The ground surface above was creep-feed ground by using the machine’s rotary axis to feed along the arc of the part.
The ground surface above was creep-feed ground by using the machine’s rotary axis to feed along the arc of the part.

This requirement imposes limitations, he says. Coolant penetration is essential to effective creep-feed grinding, but the wide arc of the big wheel results in a tighter space for this coolant to try to reach. In addition, the big wheel makes it impractical to interpolate along complex machining paths. Instead, parts are often held on complex fixtures, and the part may be moved from fixture to fixture on one creep-feed machine after another as different features of the part are ground.

By contrast, lifting the spindle housing out of the way of the work zone makes it easy to apply a smaller wheel. Coolant can thus be delivered to the cut more effectively, and the part can be fed through rotary axes to let the small-diameter wheel use tool paths like those of a five-axis machining center.

The FGC machine essentially is a five-axis machining center. However, because the work is grinding instead of milling (milling in the conventional sense, that is), the machine had to deliver the sort of stiffness that is a key strength of the traditional horizontal platform. Unlike a typical VMC, the rigid cast iron base of this machine weighs 30,100 pounds. Also unlike a VMC, the machine is used in conjunction with a special coolant system able to deliver the 1,000 psi or 50 gallons per minute that creep-feed grinding requires.
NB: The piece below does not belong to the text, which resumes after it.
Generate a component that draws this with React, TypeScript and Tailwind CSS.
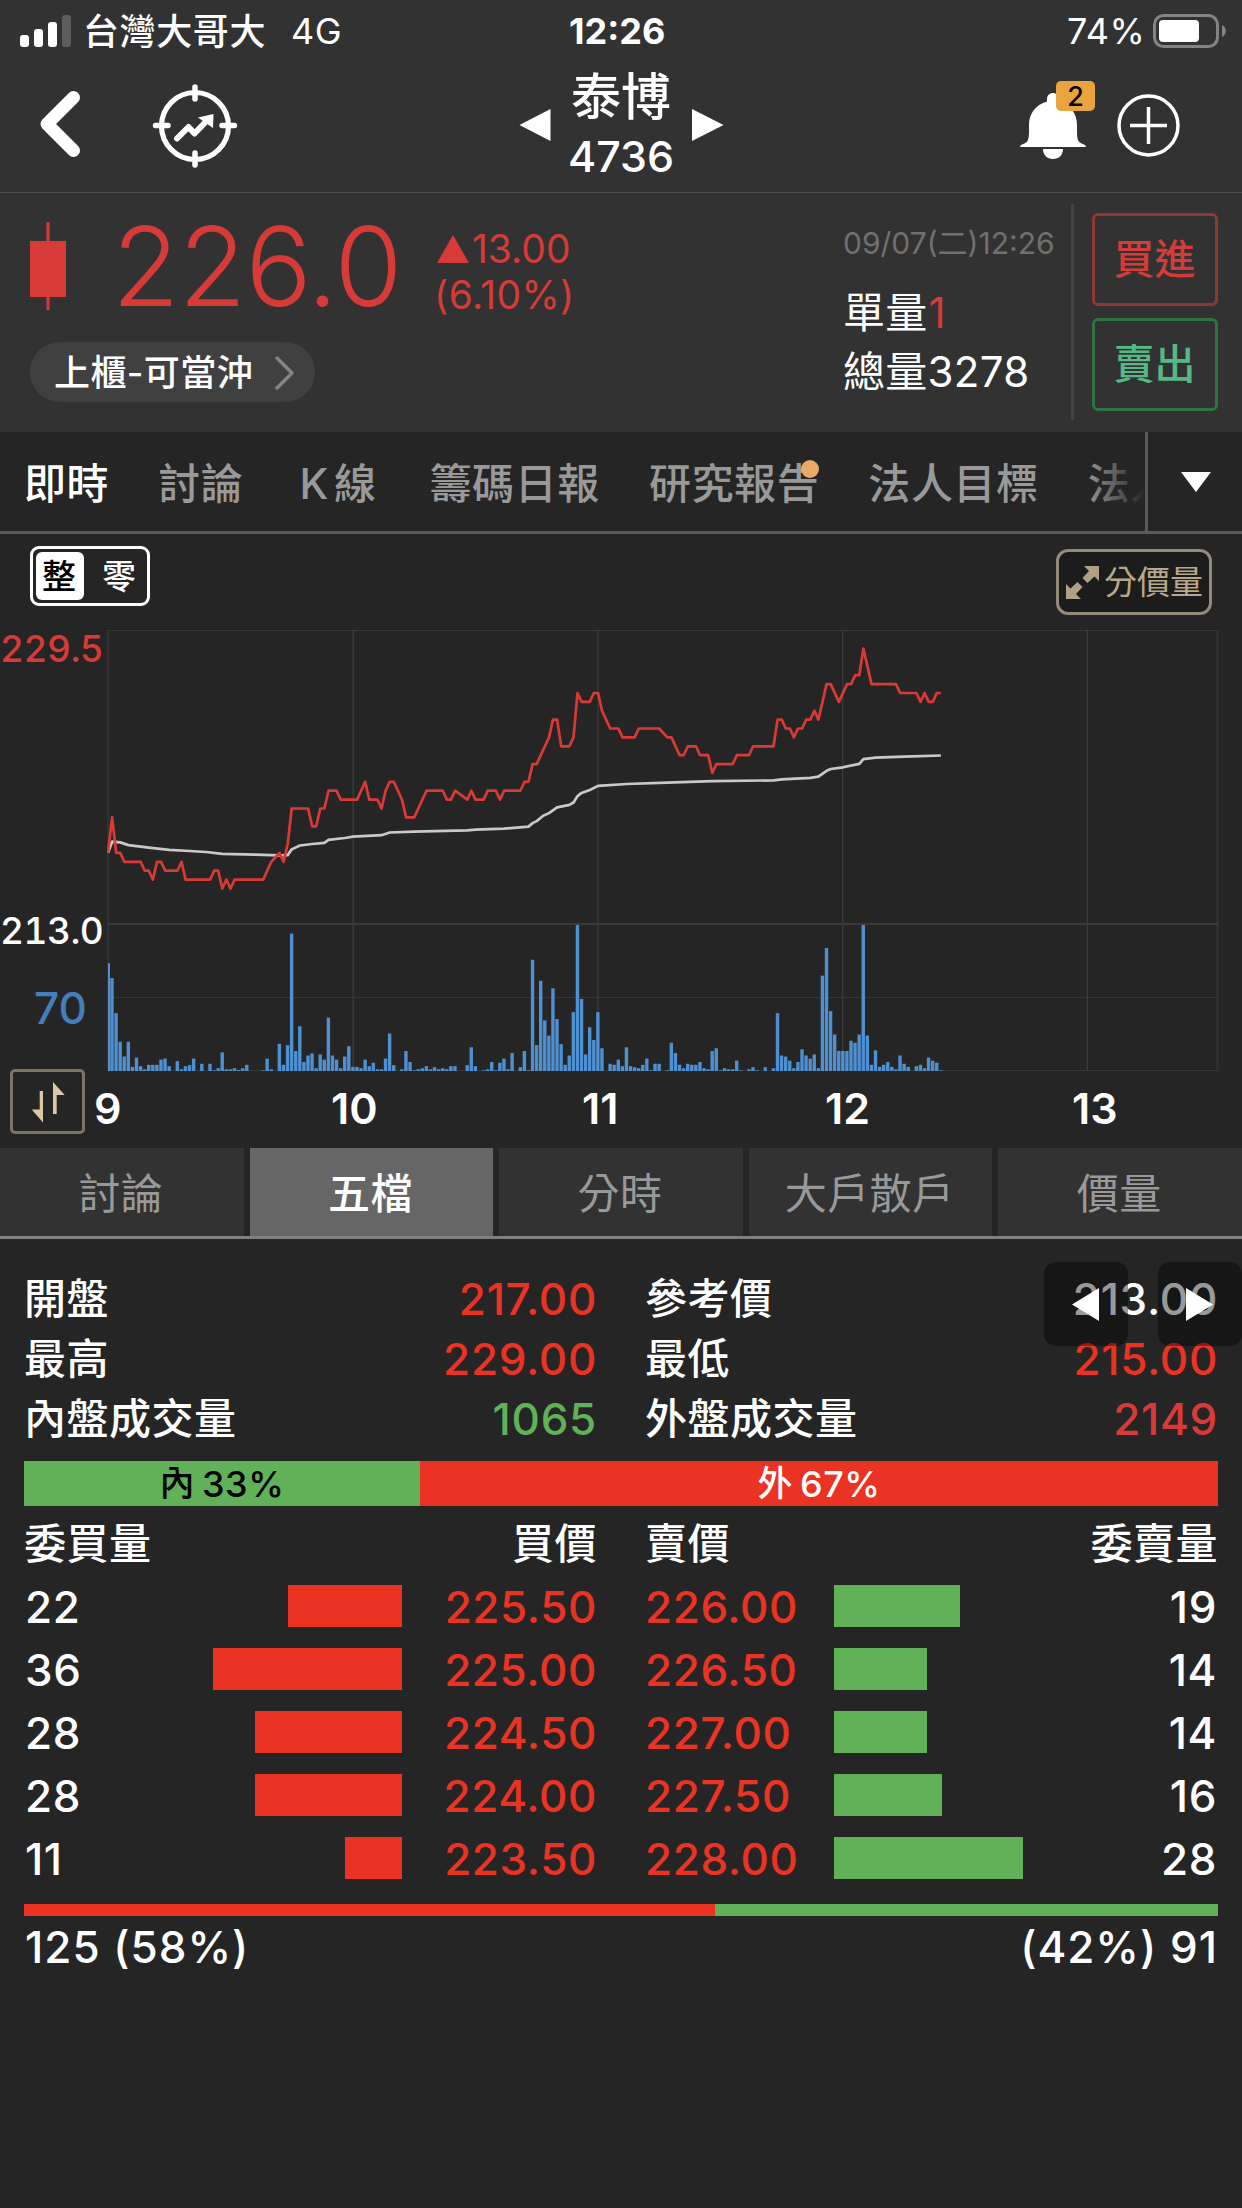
import clsx from 'clsx';

type Quote = {
    bidQty: number;
    bidWidth: number;
    bid: string;
    ask: string;
    askWidth: number;
    askQty: number;
};

const quotes: Quote[] = [
    { bidQty: 22, bidWidth: 114, bid: '225.50', ask: '226.00', askWidth: 126, askQty: 19 },
    { bidQty: 36, bidWidth: 189, bid: '225.00', ask: '226.50', askWidth: 93, askQty: 14 },
    { bidQty: 28, bidWidth: 147, bid: '224.50', ask: '227.00', askWidth: 93, askQty: 14 },
    { bidQty: 28, bidWidth: 147, bid: '224.00', ask: '227.50', askWidth: 108, askQty: 16 },
    { bidQty: 11, bidWidth: 57, bid: '223.50', ask: '228.00', askWidth: 189, askQty: 28 },
];

// [minute since 09:00, price], only the points where the slope changes
const prices: [number, number][] = [
    [0, 217], [1, 219], [2, 217], [3, 217], [4, 216.5], [8, 216.5], [9, 216], [10, 216], [11, 215.5], [12, 216.5],
    [13, 216.5], [14, 216], [17, 216], [18, 216.5], [19, 215.5], [25, 215.5], [26, 216], [27, 216], [28, 215],
    [29, 215.5], [30, 215], [31, 215.5], [38, 215.5], [40, 216.5], [42, 217], [43, 216.5], [44, 217.5], [45, 219.5],
    [49, 219.5], [50, 218.5], [51, 218.5], [52, 219.5], [53, 219.5], [54, 220.5], [56, 220.5], [57, 220], [61, 220],
    [63, 221], [64, 220], [66, 220], [67, 219.5], [68, 220.5], [69, 221], [70, 221], [72, 220], [73, 219], [75, 219],
    [78, 220.5], [82, 220.5], [83, 220], [84, 220], [85, 220.5], [88, 220], [89, 220.5], [90, 220], [92, 220],
    [93, 220.5], [95, 220.5], [96, 220], [97, 220.5], [101, 220.5], [102, 221], [103, 221], [104, 222], [105, 222],
    [108, 223.5], [109, 224.5], [110, 224.5], [111, 223], [113, 223], [114, 223.5], [115, 226], [116, 225.5],
    [118, 225.5], [119, 226], [120, 226], [121, 225], [123, 224], [125, 224], [126, 223.5], [129, 223.5], [130, 224],
    [135, 224], [137, 223.5], [138, 223.5], [140, 222.5], [141, 222.5], [142, 223], [144, 223], [145, 222.5],
    [147, 222.5], [148, 221.5], [149, 222], [153, 222], [154, 222.5], [157, 222.5], [158, 223], [163, 223],
    [164, 224.5], [165, 224.5], [166, 224], [167, 224], [168, 223.5], [169, 224], [170, 224], [171, 224.5],
    [172, 224.5], [173, 225], [174, 224.5], [176, 226.5], [177, 226.5], [179, 225.5], [181, 226.5], [182, 226.5],
    [183, 227], [184, 227], [185, 228.5], [187, 226.5], [193, 226.5], [194, 226], [198, 226], [199, 225.5],
    [200, 226], [201, 225.5], [202, 225.5], [203, 226], [204, 226],
];

// [minute, price] of the running average
const average: [number, number][] = [
    [0, 217], [1, 217.63], [3, 217.59], [5, 217.44], [10, 217.3], [15, 217.17], [20, 217.11], [24, 217.05],
    [28, 216.95], [36, 216.9], [42, 216.86], [44, 216.88], [45, 217.2], [47, 217.42], [50, 217.5], [53, 217.57],
    [54, 217.73], [58, 217.84], [60, 217.92], [67, 218], [69, 218.15], [75, 218.2], [80, 218.22], [88, 218.27],
    [90, 218.31], [97, 218.37], [103, 218.48], [104, 218.68], [105, 218.79], [106.6, 219.09], [108, 219.24],
    [110, 219.57], [113, 219.7], [114, 219.84], [115, 220.2], [116, 220.38], [118, 220.54], [120, 220.77],
    [127, 220.88], [137, 220.96], [148, 221.04], [163, 221.08], [165, 221.14], [172, 221.23], [174, 221.29],
    [176, 221.62], [177, 221.72], [180, 221.82], [184, 222.01], [185, 222.28], [188, 222.36], [195, 222.42],
    [204, 222.48],
];

// one entry a minute
const volumes = [
    313, 270, 168, 85, 42, 85, 12, 39, 14, 5, 18, 18, 18, 33, 36, 14, 0, 29, 5, 14,
    17, 36, 0, 21, 0, 21, 2, 8, 54, 5, 5, 8, 3, 8, 18, 0, 0, 0, 2, 36,
    5, 0, 79, 18, 75, 399, 58, 130, 26, 45, 51, 8, 48, 33, 155, 45, 33, 8, 42, 72,
    12, 12, 8, 33, 14, 24, 5, 5, 36, 109, 17, 0, 5, 58, 26, 2, 5, 8, 14, 5,
    11, 5, 8, 5, 14, 14, 0, 0, 17, 69, 14, 0, 2, 5, 26, 2, 24, 36, 5, 52,
    0, 11, 58, 2, 323, 75, 262, 147, 103, 240, 151, 78, 18, 45, 171, 424, 209, 48, 127, 90,
    171, 66, 0, 21, 18, 33, 14, 69, 14, 11, 8, 18, 36, 2, 21, 21, 0, 2, 82, 52,
    18, 8, 21, 18, 18, 26, 8, 5, 58, 66, 2, 8, 5, 5, 30, 2, 0, 5, 11, 2,
    0, 11, 0, 8, 168, 45, 42, 30, 8, 26, 63, 45, 36, 48, 8, 277, 357, 174, 106, 58,
    58, 58, 88, 82, 106, 424, 103, 18, 60, 12, 18, 26, 12, 5, 45, 21, 12, 0, 14, 18,
    8, 39, 30, 24, 2,
];

const MINUTE = 4.083;
const VOLUME_SCALE = 2.904;

const toPoints = (data: [number, number][]) =>
    data.map(([m, p]) => `${(m * MINUTE + 1).toFixed(1)},${(294 - (p - 213) * 17.77).toFixed(1)}`).join(' ');

function StatusBar() {
    return (
        <div className="flex h-[62px] items-center text-[36px] leading-none">
            <div className="ml-5 flex h-8 items-end gap-[5px]">
                <div className="h-3 w-[9px] rounded-[3px] bg-white" />
                <div className="h-[18px] w-[9px] rounded-[3px] bg-white" />
                <div className="h-[25px] w-[9px] rounded-[3px] bg-white" />
                <div className="h-8 w-[9px] rounded-[3px] bg-[#5d5d5d]" />
            </div>
            <div className="ml-3 w-[208px] pt-px font-medium tracking-[0.6px] whitespace-nowrap">台灣大哥大</div>
            <div className="w-[278px] tracking-[0.5px]">4G</div>
            <div className="w-[498px] font-bold">12:26</div>
            <div className="tracking-[0.5px]">74%</div>
            <svg className="ml-auto mr-4" width="73" height="34" viewBox="0 0 73 34">
                <rect x="1.5" y="1.5" width="63" height="31" rx="9" fill="none" stroke="#848484" strokeWidth="3" />
                <rect x="6" y="6" width="40" height="22" rx="4" fill="#fff" />
                <path d="M69 11c5 2 5 10 0 12z" fill="#848484" />
            </svg>
        </div>
    );
}

function NavBar() {
    return (
        <div className="flex h-[131px] border-b border-[#505050]">
            <svg className="mt-7 ml-[38px]" width="44" height="68" viewBox="38 90 44 68">
                <path d="M73.5 97.5 47 124l26.5 26.5" fill="none" stroke="#fff" strokeWidth="13" strokeLinecap="round" strokeLinejoin="round" />
            </svg>
            <svg className="mt-[21px] ml-[69px]" width="88" height="86" viewBox="151 83 88 86">
                <circle cx="195" cy="126" r="33.5" fill="none" stroke="#fff" strokeWidth="5.2" />
                <path d="M195 87v12M195 153v12M155.500 125.500h12.500M222 125.500h12.500" stroke="#fff" strokeWidth="5.500" strokeLinecap="round" />
                <path d="M177 138.500 188.500 127l6 6.500L208 119.500" fill="none" stroke="#fff" strokeWidth="6" strokeLinecap="round" strokeLinejoin="round" />
                <path d="M198 117.500 213.500 114 213 128z" fill="#fff" />
            </svg>
            <svg className="mt-[47px] ml-[280px]" width="32" height="32" viewBox="0 0 32 32">
                <path d="M0.500 16 31.500 0v32z" fill="#fff" />
            </svg>
            <div className="ml-[17px] flex w-[106px] flex-col items-center pt-[5px] font-medium">
                <div className="text-[50px] leading-[60px] whitespace-nowrap">泰博</div>
                <div className="text-[43px] leading-[58px]">4736</div>
            </div>
            <svg className="mt-[47px] ml-[18px]" width="32" height="32" viewBox="0 0 32 32">
                <path d="M31.500 16 0 0v32z" fill="#fff" />
            </svg>
            <div className="relative mt-[31px] ml-[296px] h-[66px] w-[66px]">
                <svg width="66" height="66" viewBox="1020 93 66 66" fill="#fff">
                    <path d="M1053 93c3.500 0 6 2.500 6 6v2.500c11 3 18 12 18 23 0 9-.3 13 1.500 16.500 1.500 3 7.500 3 7.500 6h-66c0-3 6-3 7.500-6 1.800-3.500 1.500-7.500 1.500-16.500 0-11 7-20 18-23V99c0-3.500 2.500-6 6-6z" />
                    <path d="M1043 149h20c0 6-4 10-10 10s-10-4-10-10z" />
                </svg>
                <div className="absolute -top-3 left-9 flex h-[30px] w-[39px] items-center justify-center rounded-[5px] bg-[#e9a440] text-[27px] leading-none font-medium text-black">
                    2
                </div>
            </div>
            <svg className="mt-8 ml-[30px]" width="64" height="64" viewBox="0 0 64 64">
                <circle cx="32.500" cy="31.500" r="29.500" fill="none" stroke="#fff" strokeWidth="3.500" />
                <path d="M14 31.500h37M32.500 13v37" stroke="#fff" strokeWidth="3.500" />
            </svg>
        </div>
    );
}

function PriceHeader() {
    return (
        <div className="flex h-[239px]">
            <div className="w-[844px] pt-[19px] pl-[30px]">
                <div className="flex h-[108px] items-center text-[#d63b37]">
                    <svg width="36" height="88" viewBox="0 0 36 88" fill="#d63b37">
                        <path d="M16.500 0h3v88h-3zM0 19h36v56H0z" />
                    </svg>
                    <div className="ml-[46px] w-[322px] text-[110px] leading-none font-[360] tracking-[-0.8px]">226.0</div>
                    <div className="mt-3 text-[39px] leading-[46px] font-[380]">
                        <div className="flex items-center pl-[3px]">
                            <svg className="mr-[3px]" width="32" height="28" viewBox="0 0 32 28">
                                <path d="M16 0 32 28H0z" fill="#d63b37" />
                            </svg>
                            13.00
                        </div>
                        <div className="tracking-[0.4px]">(6.10%)</div>
                    </div>
                </div>
                <div className="mt-[22px] flex h-[60px] w-[285px] items-center rounded-full bg-[#404040] pt-px pl-6 text-[36px] leading-none font-medium tracking-[0.4px]">
                    <span className="w-[221px] whitespace-nowrap">上櫃-可當沖</span>
                    <svg width="20" height="34" viewBox="0 0 20 34">
                        <path d="M2 2 17 17 2 32" fill="none" stroke="#838383" strokeWidth="3.500" strokeLinecap="round" strokeLinejoin="round" />
                    </svg>
                </div>
            </div>
            <div className="w-[227px] pt-[25px] whitespace-nowrap">
                <div className="-ml-px text-[30px] leading-[50px] font-[370] text-[#707070]">09/07(二)12:26</div>
                <div className="mt-[15px] -ml-px text-[42px] leading-[59px] font-[370] tracking-[0.3px]">
                    單量<span className="pl-px text-[#d63b37]">1</span>
                </div>
                <div className="-ml-px text-[42px] leading-[59px] font-[370] tracking-[0.3px]">總量3278</div>
            </div>
            <div className="mt-[11px] h-[216px] w-[3px] bg-[#444444]" />
            <div className="mt-5 ml-[18px] flex flex-col gap-3 text-[41px] leading-none font-medium">
                <div className="flex h-[93px] w-[126px] items-center justify-center rounded-[6px] border-3 border-[#8c3a34] pr-px text-[#d63b37]">買進</div>
                <div className="flex h-[93px] w-[126px] items-center justify-center rounded-[6px] border-3 border-[#2f7342] pr-px text-[#55b985]">賣出</div>
            </div>
        </div>
    );
}

function TopTabs() {
    return (
        <div className="flex h-[102px] border-b-3 border-[#595959] text-[42px] leading-none font-medium text-[#999]">
            <div className="relative flex w-[1145px] items-center gap-[49px] overflow-hidden pt-[5px] pl-6 tracking-[0.6px] whitespace-nowrap">
                <span className="text-white">即時</span>
                <span>討論</span>
                <span className="mr-1 ml-[7px] flex gap-[5px]">
                    <span>K</span>
                    <span>線</span>
                </span>
                <span>籌碼日報</span>
                <span className="relative">
                    研究報告
                    <i className="absolute -top-[3px] right-0 h-[18px] w-[18px] rounded-full bg-[#e8aa66]" />
                </span>
                <span>法人目標</span>
                <span>法人</span>
                <div className="absolute inset-y-0 right-0 w-[60px] bg-linear-to-r from-transparent to-[#252525]" />
            </div>
            <div className="flex flex-1 items-center justify-center border-l-3 border-[#595959] pl-[2px]">
                <svg width="30" height="20" viewBox="0 0 30 20">
                    <path d="M0 0h30L15 20z" fill="#fff" />
                </svg>
            </div>
        </div>
    );
}

function Chart() {
    return (
        <div className="h-[614px]">
            <div className="flex h-[96px] justify-between px-[30px] pt-3">
                <div className="flex h-[60px] w-[120px] items-center rounded-[9px] border-3 border-white pl-[3px] text-[34px] leading-none font-medium">
                    <div className="flex h-12 w-12 items-center justify-center rounded-[6px] bg-white pt-px pr-[2px] text-black">整</div>
                    <div className="ml-[18px] pt-px">零</div>
                </div>
                <div className="mt-[3px] flex h-[66px] w-[156px] items-center rounded-[12px] border-3 border-[#938a7a] bg-[#1c1c1c] pl-[7px] text-[33px] leading-none text-[#b8a78a]">
                    <svg className="mr-[5px]" width="33" height="33" viewBox="0 0 33 33" fill="#b0a084">
                        <path d="M18 0h15v15l-4.500-4.500-7 6.500-5-5 6.500-7zM15 33H0V18l4.500 4.500 7-6.500 5 5-6.500 7z" />
                    </svg>
                    <span className="whitespace-nowrap">分價量</span>
                </div>
            </div>
            <div className="flex h-[442px] font-medium">
                <div className="flex w-[107px] flex-col">
                    <div className="text-[37px] leading-[38px] tracking-[-0.5px] text-[#d63b37] tabular-nums">229.5</div>
                    <div className="mt-[244px] text-[37px] leading-[38px] tracking-[-0.5px] tabular-nums">213.0</div>
                    <div className="mt-[36px] pl-[34px] text-[44px] leading-[44px] text-[#447fbb]">70</div>
                </div>
                <svg width="1112" height="442" viewBox="0 0 1112 442">
                    <path d="M1 0.500h1110M1 367.500h1110M1 440.500h1110" stroke="#363636" />
                    <path d="M246.200 0v441M491 0v441M735.700 0v441M980.400 0v441" stroke="#3b3b3b" strokeWidth="1.300" />
                    <path d="M1 0v441M1110.500 0v441" stroke="#303030" strokeWidth="2.500" />
                    <path d="M1 294h1110" stroke="#3a3a3a" strokeWidth="2" />
                    {volumes.map((v, i) => (
                        <rect
                            key={i}
                            x={i === 0 ? 1 : i * MINUTE - 0.8}
                            y={441 - v / VOLUME_SCALE}
                            width={i === 0 ? 2 : 3.4}
                            height={v / VOLUME_SCALE}
                            fill="#4f90d0"
                        />
                    ))}
                    <polyline points={toPoints(average)} fill="none" stroke="#c9c9c9" strokeWidth="2.700" strokeLinejoin="round" />
                    <polyline points={toPoints(prices)} fill="none" stroke="#d93a36" strokeWidth="2.700" strokeLinejoin="round" />
                </svg>
            </div>
            <div className="flex h-[76px] items-center pb-1 text-[43px] leading-none font-semibold">
                <div className="-mt-[13px] ml-[10px] flex h-[65px] w-[75px] items-center justify-center rounded-[5px] border-3 border-[#7d7463]">
                    <svg width="34" height="42" viewBox="32 1081 34 42" fill="#dcc8a4">
                        <path d="M40.700 1091H44v31.500L32.700 1109.500h8zM54 1082l11.700 13h-8v19H54z" />
                    </svg>
                </div>
                <div className="w-[236px] pl-[9px]">9</div>
                <div className="w-[251px] pl-[10px]">10</div>
                <div className="w-[243px] pl-[10px]">11</div>
                <div className="w-[247px] pl-[10px]">12</div>
                <div className="pl-[10px]">13</div>
            </div>
        </div>
    );
}

function SectionTabs() {
    const tabs = ['討論', '五檔', '分時', '大戶散戶', '價量'];
    return (
        <div className="grid h-[91px] grid-cols-5 gap-[6px] border-b-3 border-[#808080] text-[42px] leading-none">
            {tabs.map((tab) => (
                <div
                    key={tab}
                    className={clsx(
                        'flex items-center justify-center pt-1 pr-[2px] tracking-[0.4px]',
                        tab === '五檔' ? 'bg-[#666] font-medium text-white' : 'bg-[#323232] text-[#999]'
                    )}
                >
                    {tab}
                </div>
            ))}
        </div>
    );
}

function Stat({ label, value, color }: { label: string; value: string; color: string }) {
    return (
        <div className="flex h-[60px] items-center justify-between">
            <span className="text-[42px] tracking-[0.5px]">{label}</span>
            <span className={clsx('text-[44px] tracking-[0.7px]', color)}>{value}</span>
        </div>
    );
}

function OrderBook() {
    return (
        <div className="relative px-6 pt-[30px] leading-none font-medium">
            <div className="grid grid-cols-[573px_573px] gap-x-12">
                <Stat label="開盤" value="217.00" color="text-[#eb3323]" />
                <Stat label="參考價" value="213.00" color="text-white" />
                <Stat label="最高" value="229.00" color="text-[#eb3323]" />
                <Stat label="最低" value="215.00" color="text-[#eb3323]" />
                <Stat label="內盤成交量" value="1065" color="text-[#60b158]" />
                <Stat label="外盤成交量" value="2149" color="text-[#d63b37]" />
            </div>

            {/* Floating pager */}
            <div className="absolute top-[23px] right-0 flex gap-[30px]">
                <div className="flex h-[84px] w-[84px] items-center rounded-[12px] bg-black/40 pl-7">
                    <svg width="27" height="33" viewBox="0 0 27 33"><path d="M0 16.500 27 0v33z" fill="#fff" /></svg>
                </div>
                <div className="flex h-[84px] w-[84px] items-center rounded-[12px] bg-black/40 pl-7">
                    <svg width="27" height="33" viewBox="0 0 27 33"><path d="M27 16.500 0 0v33z" fill="#fff" /></svg>
                </div>
            </div>

            <div className="mt-3 flex h-[45px] text-[36px] tracking-[0.5px]">
                <div className="flex w-[396px] items-center justify-center gap-[7px] bg-[#60b158] text-black">
                    <span className="text-[35px]">內</span>33%
                </div>
                <div className="flex flex-1 items-center justify-center gap-[7px] bg-[#eb3323]">
                    <span className="text-[35px]">外</span>67%
                </div>
            </div>

            <div className="mt-2 grid h-[60px] grid-cols-[573px_573px] items-center gap-x-12 text-[42px] tracking-[0.5px]">
                <div className="flex justify-between"><span>委買量</span><span>買價</span></div>
                <div className="flex justify-between"><span>賣價</span><span>委賣量</span></div>
            </div>

            {quotes.map((q) => (
                <div key={q.bid} className="flex h-[63px] items-center text-[44px] tracking-[0.6px]">
                    <div className="w-[120px] pt-[3px] pl-px">{q.bidQty}</div>
                    <div className="flex w-[258px] justify-end">
                        <div className="h-[42px] bg-[#eb3323]" style={{ width: q.bidWidth }} />
                    </div>
                    <div className="w-[195px] pt-[3px] text-right text-[#eb3323]">{q.bid}</div>
                    <div className="ml-12 w-[189px] pt-[3px] text-[#eb3323]">{q.ask}</div>
                    <div className="h-[42px] bg-[#60b158]" style={{ width: q.askWidth }} />
                    <div className="ml-auto pt-[3px] pr-px">{q.askQty}</div>
                </div>
            ))}

            <div className="mt-[15px] flex h-3">
                <div className="w-[691px] bg-[#eb3323]" />
                <div className="flex-1 bg-[#60b158]" />
            </div>
            <div className="flex h-[60px] items-center justify-between pt-[2px] pl-px text-[44px] tracking-[1px]">
                <span>125 (58%)</span>
                <span>(42%) 91</span>
            </div>
        </div>
    );
}

export default function App() {
    return (
        <div className="h-[2208px] w-[1242px] overflow-hidden bg-[#252525] font-[Inter,'Noto_Sans_CJK_TC',sans-serif] text-white">
            <div className="bg-[#323232]">
                <StatusBar />
                <NavBar />
                <PriceHeader />
            </div>
            <TopTabs />
            <Chart />
            <SectionTabs />
            <OrderBook />
        </div>
    );
}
These changes mean the vertical machine is not necessarily less expensive initially. Mr. Beaulieu says the savings come once the machine is applied. Sources of savings include:

  • The machine is used in conjunction with a coolant system (to the left of the machine) able to deliver the pressures and flow rates required for creep-feed grinding.
    Fewer fixtures or fewer machines. Instead of multiple setups, it may be that all of the grinding can be performed in one setup.
  • Reduced setup time, because the need for complex fixturing can be eliminated.
  • Fewer machining operations, because the ability to reorient the part within the cycle can make it possible to machine separate features with the same wheel.
  • Faster machining (over and above the setup time savings), because the smaller wheel can be moved more nimbly. Mr. Beaulieu says the user can take a lighter depth of cut on this machine and still achieve a higher metal removal rate because the potential feed rate is that much higher.

Conventional Machining
Further savings come when the machine is used exactly as a conventional VMC. Its spindle uses a machining center’s standard BT interface for the tooling, and grinding wheels are delivered to the spindle via a standard machining center toolchanger. The same system can therefore be used to apply more typical machining center tooling within the same cycle. That is, mills or drills can wait in the tool magazine alongside the wheels. If some milled or drilled feature needs to locate with respect to a ground surface, then it makes sense to let the machine produce those additional features while the part is still set up.

One other way the VMC platform makes creep-feed grinding easier to apply relates to resources outside the work zone. With the machine so similar to a standard machining center, it becomes possible for machining center personnel to program and run the creep-feed process effectively. The pool of available talent therefore increases. As Mr. Beaulieu points out, “There are a lot more milling operators out there than there are grinding operators.”

Why Creep-Feed Grinding?
“If we could do everything through milling or broaching, we would,” says Mr. Beaulieu. Creep-feed grinding addresses challenges that are problematic for these other processes. Creep-feed grinding offers these plusses:

  • Excellent for exotics. Grinding takes the heat out of the cut. This can make it effective at machining titanium, Inconel and other materials in which the heat would cause a milling or broaching tool to quickly wear out.
  • Preserves surfaces. There is no compressive stress, so grinding removes material while preserving the quality and integrity of the surface it machines.
  • No burrs. Deburring as a follow-up operation is not necessary with grinding.
  • Inherently accurate. It is true that milling and broaching achieve tight precision in well-designed processes. However, a well-designed grinding process achieves precision that is even tighter still.